> _SOURCE DATA_

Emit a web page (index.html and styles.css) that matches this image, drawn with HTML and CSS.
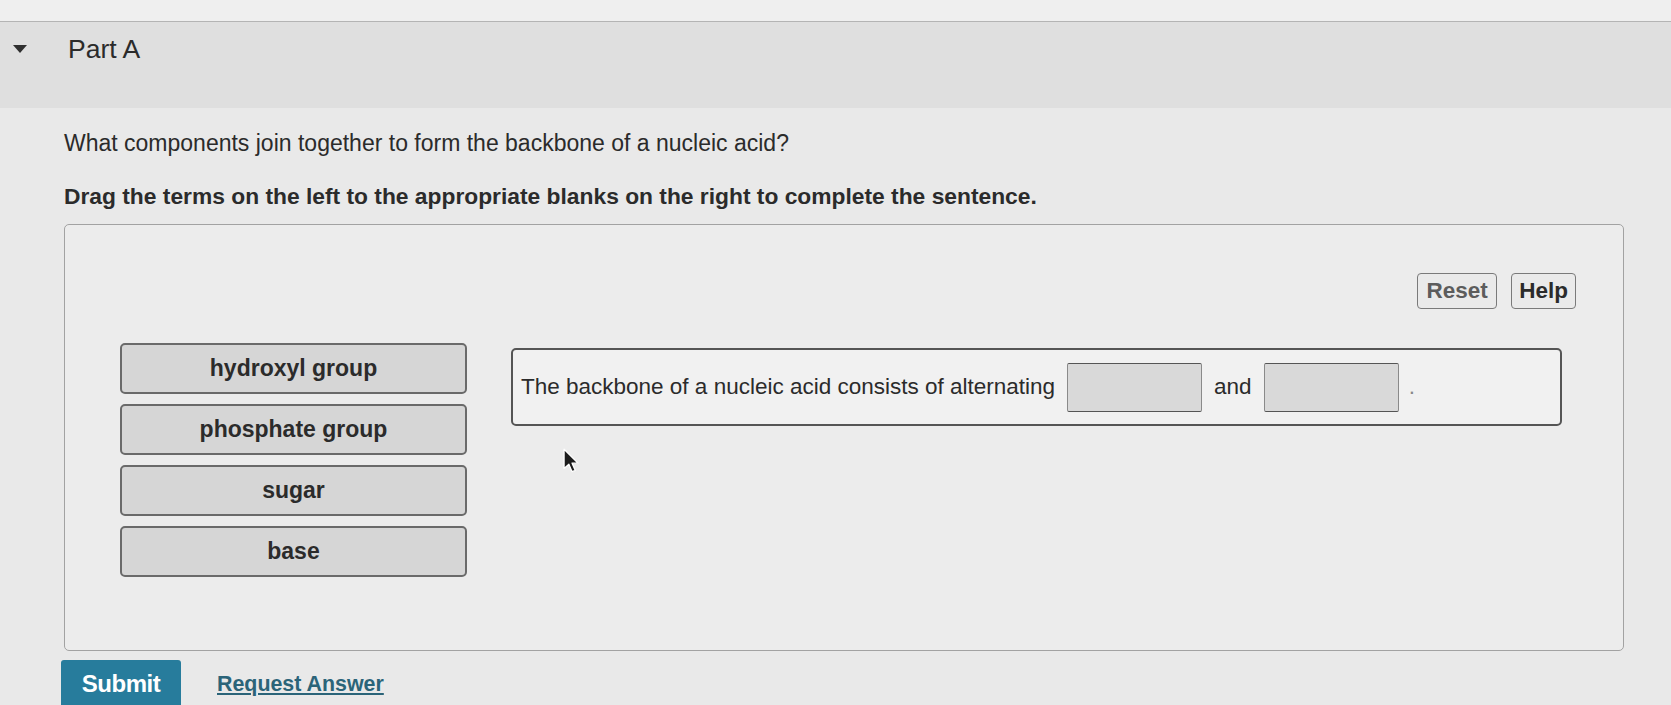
FILE: index.html
```html
<!DOCTYPE html>
<html lang="en">

<head>
  <meta charset="UTF-8">
  <meta name="viewport" content="width=device-width, initial-scale=1.0">
  <title>Part A</title>
  <link rel="stylesheet" href="styles.css">
</head>

<body>
  <div class="topstrip"></div>

  <div class="part-header">
    <svg class="toggle" width="14" height="8" viewBox="0 0 14 8">
      <path d="M0 0 L14 0 L7 8 Z" fill="#2f2f2f" />
    </svg>
    <h2 class="part-title">Part A</h2>
  </div>

  <div class="content">
    <p class="question">What components join together to form the backbone of a nucleic acid?</p>
    <p class="instructions">Drag the terms on the left to the appropriate blanks on the right to complete the sentence.</p>

    <div class="dragbox">
      <div class="tools">
        <button class="toolbtn reset" type="button">Reset</button>
        <button class="toolbtn" type="button">Help</button>
      </div>

      <div class="workarea">
        <div class="terms">
          <div class="term">hydroxyl group</div>
          <div class="term">phosphate group</div>
          <div class="term">sugar</div>
          <div class="term">base</div>
        </div>

        <div class="sentence">
          <span>The backbone of a nucleic acid consists of alternating</span>
          <span class="blank"></span>
          <span>and</span>
          <span class="blank"></span>
          <span class="dot">.</span>
        </div>
      </div>
    </div>
  </div>

  <div class="actions">
    <button class="submit" type="button">Submit</button>
    <a class="request" href="#">Request Answer</a>
  </div>

  <!-- mouse pointer sitting over the work area -->
  <svg class="pointer" width="16" height="26" viewBox="0 0 15 24">
    <path d="M1 1 L1 19 L5.5 15 L8.5 22 L11.5 20.8 L8.5 14 L14 14 Z" fill="#1c1c1c" stroke="#fff" stroke-width="1.2" stroke-linejoin="round" />
  </svg>
</body>

</html>
```

FILE: styles.css
```css
html,
body {
  margin: 0;
  width: 1671px;
  height: 705px;
  overflow: hidden;
}

body {
  position: relative;
  background-color: #e9e9e9;
  font-family: "Liberation Sans", Arial, Helvetica, sans-serif;
  color: #2b2b2b;
}

.topstrip {
  height: 21px;
  background-color: #efefef;
  border-bottom: 1px solid #b4b4b4;
}

.part-header {
  height: 86px;
  display: flex;
  align-items: center;
  padding-left: 13px;
  padding-bottom: 32px;
  box-sizing: border-box;
  background-color: #dfdfdf;
}

.toggle {
  margin-right: 41px;
}

.part-title {
  margin: 0;
  font-size: 26.5px;
  font-weight: normal;
  line-height: 30px;
  color: #2b2b2b;
}

.content {
  padding: 21px 0 0 64px;
}

.question,
.instructions {
  margin: 0;
  font-size: 23px;
  line-height: 28px;
}

.instructions {
  margin-top: 25px;
  font-weight: bold;
  font-size: 22.8px;
}

.dragbox {
  margin-top: 14px;
  width: 1560px;
  height: 427px;
  box-sizing: border-box;
  border: 1px solid #a2a2a2;
  border-radius: 5px;
  background-color: #ececec;
  padding: 48px 47px 0 55px;
}

.tools {
  display: flex;
  justify-content: flex-end;
  gap: 14px;
}

.toolbtn {
  height: 36px;
  padding: 0 7px;
  border: 1.5px solid #7a7a7a;
  border-radius: 4px;
  background-color: #eaeaea;
  font-family: inherit;
  font-size: 22.5px;
  font-weight: bold;
  color: #2b2b2b;
}

.reset {
  width: 80px;
  color: #5c5c5c;
}

.workarea {
  display: flex;
  align-items: flex-start;
  gap: 44px;
  margin-top: 34px;
}

.terms {
  display: flex;
  flex-direction: column;
  gap: 10px;
}

.term {
  width: 347px;
  height: 51px;
  box-sizing: border-box;
  border: 2px solid #6a6a6a;
  border-radius: 5px;
  background-color: #d6d6d6;
  display: flex;
  align-items: center;
  justify-content: center;
  font-size: 23px;
  font-weight: bold;
  color: #2b2b2b;
}

.sentence {
  margin-top: 5px;
  width: 1051px;
  height: 78px;
  box-sizing: border-box;
  border: 2px solid #555;
  border-radius: 5px;
  background-color: #f1f1f1;
  padding: 0 0 0 8px;
  display: flex;
  align-items: center;
  gap: 12px;
  font-size: 22.5px;
  color: #2b2b2b;
}

.blank {
  width: 135px;
  height: 49px;
  box-sizing: border-box;
  border: 1px solid #8a8a8a;
  border-top-color: #555;
  border-bottom-color: #555;
  border-radius: 2px;
  background-color: #d9d9d9;
}

.dot {
  margin-left: -2px;
  color: #888;
}

.actions {
  display: flex;
  align-items: center;
  gap: 36px;
  padding: 9px 0 0 61px;
}

.submit {
  width: 120px;
  height: 48px;
  border: none;
  border-radius: 3px;
  background-color: #277c9c;
  font-family: inherit;
  font-size: 24px;
  font-weight: bold;
  color: #fff;
  letter-spacing: -0.5px;
}

.request {
  font-size: 21.4px;
  font-weight: bold;
  color: #2b6479;
  text-decoration: underline;
}

.pointer {
  position: absolute;
  left: 563px;
  top: 448px;
}
```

> _DIRECTIONS FOR THIS TASK_
Leave out the pictures and print every line of the data exactly.

> _ANSWER FOR THIS EXERCISE_
Emit a web page (index.html and styles.css) that matches this image, drawn with HTML and CSS.
FILE: index.html
```html
<!DOCTYPE html>
<html lang="en">

<head>
  <meta charset="UTF-8">
  <meta name="viewport" content="width=device-width, initial-scale=1.0">
  <title>Part A</title>
  <link rel="stylesheet" href="styles.css">
</head>

<body>
  <div class="topstrip"></div>

  <div class="part-header">
    <svg class="toggle" width="14" height="8" viewBox="0 0 14 8">
      <path d="M0 0 L14 0 L7 8 Z" fill="#2f2f2f" />
    </svg>
    <h2 class="part-title">Part A</h2>
  </div>

  <div class="content">
    <p class="question">What components join together to form the backbone of a nucleic acid?</p>
    <p class="instructions">Drag the terms on the left to the appropriate blanks on the right to complete the sentence.</p>

    <div class="dragbox">
      <div class="tools">
        <button class="toolbtn reset" type="button">Reset</button>
        <button class="toolbtn" type="button">Help</button>
      </div>

      <div class="workarea">
        <div class="terms">
          <div class="term">hydroxyl group</div>
          <div class="term">phosphate group</div>
          <div class="term">sugar</div>
          <div class="term">base</div>
        </div>

        <div class="sentence">
          <span>The backbone of a nucleic acid consists of alternating</span>
          <span class="blank"></span>
          <span>and</span>
          <span class="blank"></span>
          <span class="dot">.</span>
        </div>
      </div>
    </div>
  </div>

  <div class="actions">
    <button class="submit" type="button">Submit</button>
    <a class="request" href="#">Request Answer</a>
  </div>

  <!-- mouse pointer sitting over the work area -->
  <svg class="pointer" width="16" height="26" viewBox="0 0 15 24">
    <path d="M1 1 L1 19 L5.5 15 L8.5 22 L11.5 20.8 L8.5 14 L14 14 Z" fill="#1c1c1c" stroke="#fff" stroke-width="1.2" stroke-linejoin="round" />
  </svg>
</body>

</html>
```

FILE: styles.css
```css
html,
body {
  margin: 0;
  width: 1671px;
  height: 705px;
  overflow: hidden;
}

body {
  position: relative;
  background-color: #e9e9e9;
  font-family: "Liberation Sans", Arial, Helvetica, sans-serif;
  color: #2b2b2b;
}

.topstrip {
  height: 21px;
  background-color: #efefef;
  border-bottom: 1px solid #b4b4b4;
}

.part-header {
  height: 86px;
  display: flex;
  align-items: center;
  padding-left: 13px;
  padding-bottom: 32px;
  box-sizing: border-box;
  background-color: #dfdfdf;
}

.toggle {
  margin-right: 41px;
}

.part-title {
  margin: 0;
  font-size: 26.5px;
  font-weight: normal;
  line-height: 30px;
  color: #2b2b2b;
}

.content {
  padding: 21px 0 0 64px;
}

.question,
.instructions {
  margin: 0;
  font-size: 23px;
  line-height: 28px;
}

.instructions {
  margin-top: 25px;
  font-weight: bold;
  font-size: 22.8px;
}

.dragbox {
  margin-top: 14px;
  width: 1560px;
  height: 427px;
  box-sizing: border-box;
  border: 1px solid #a2a2a2;
  border-radius: 5px;
  background-color: #ececec;
  padding: 48px 47px 0 55px;
}

.tools {
  display: flex;
  justify-content: flex-end;
  gap: 14px;
}

.toolbtn {
  height: 36px;
  padding: 0 7px;
  border: 1.5px solid #7a7a7a;
  border-radius: 4px;
  background-color: #eaeaea;
  font-family: inherit;
  font-size: 22.5px;
  font-weight: bold;
  color: #2b2b2b;
}

.reset {
  width: 80px;
  color: #5c5c5c;
}

.workarea {
  display: flex;
  align-items: flex-start;
  gap: 44px;
  margin-top: 34px;
}

.terms {
  display: flex;
  flex-direction: column;
  gap: 10px;
}

.term {
  width: 347px;
  height: 51px;
  box-sizing: border-box;
  border: 2px solid #6a6a6a;
  border-radius: 5px;
  background-color: #d6d6d6;
  display: flex;
  align-items: center;
  justify-content: center;
  font-size: 23px;
  font-weight: bold;
  color: #2b2b2b;
}

.sentence {
  margin-top: 5px;
  width: 1051px;
  height: 78px;
  box-sizing: border-box;
  border: 2px solid #555;
  border-radius: 5px;
  background-color: #f1f1f1;
  padding: 0 0 0 8px;
  display: flex;
  align-items: center;
  gap: 12px;
  font-size: 22.5px;
  color: #2b2b2b;
}

.blank {
  width: 135px;
  height: 49px;
  box-sizing: border-box;
  border: 1px solid #8a8a8a;
  border-top-color: #555;
  border-bottom-color: #555;
  border-radius: 2px;
  background-color: #d9d9d9;
}

.dot {
  margin-left: -2px;
  color: #888;
}

.actions {
  display: flex;
  align-items: center;
  gap: 36px;
  padding: 9px 0 0 61px;
}

.submit {
  width: 120px;
  height: 48px;
  border: none;
  border-radius: 3px;
  background-color: #277c9c;
  font-family: inherit;
  font-size: 24px;
  font-weight: bold;
  color: #fff;
  letter-spacing: -0.5px;
}

.request {
  font-size: 21.4px;
  font-weight: bold;
  color: #2b6479;
  text-decoration: underline;
}

.pointer {
  position: absolute;
  left: 563px;
  top: 448px;
}
```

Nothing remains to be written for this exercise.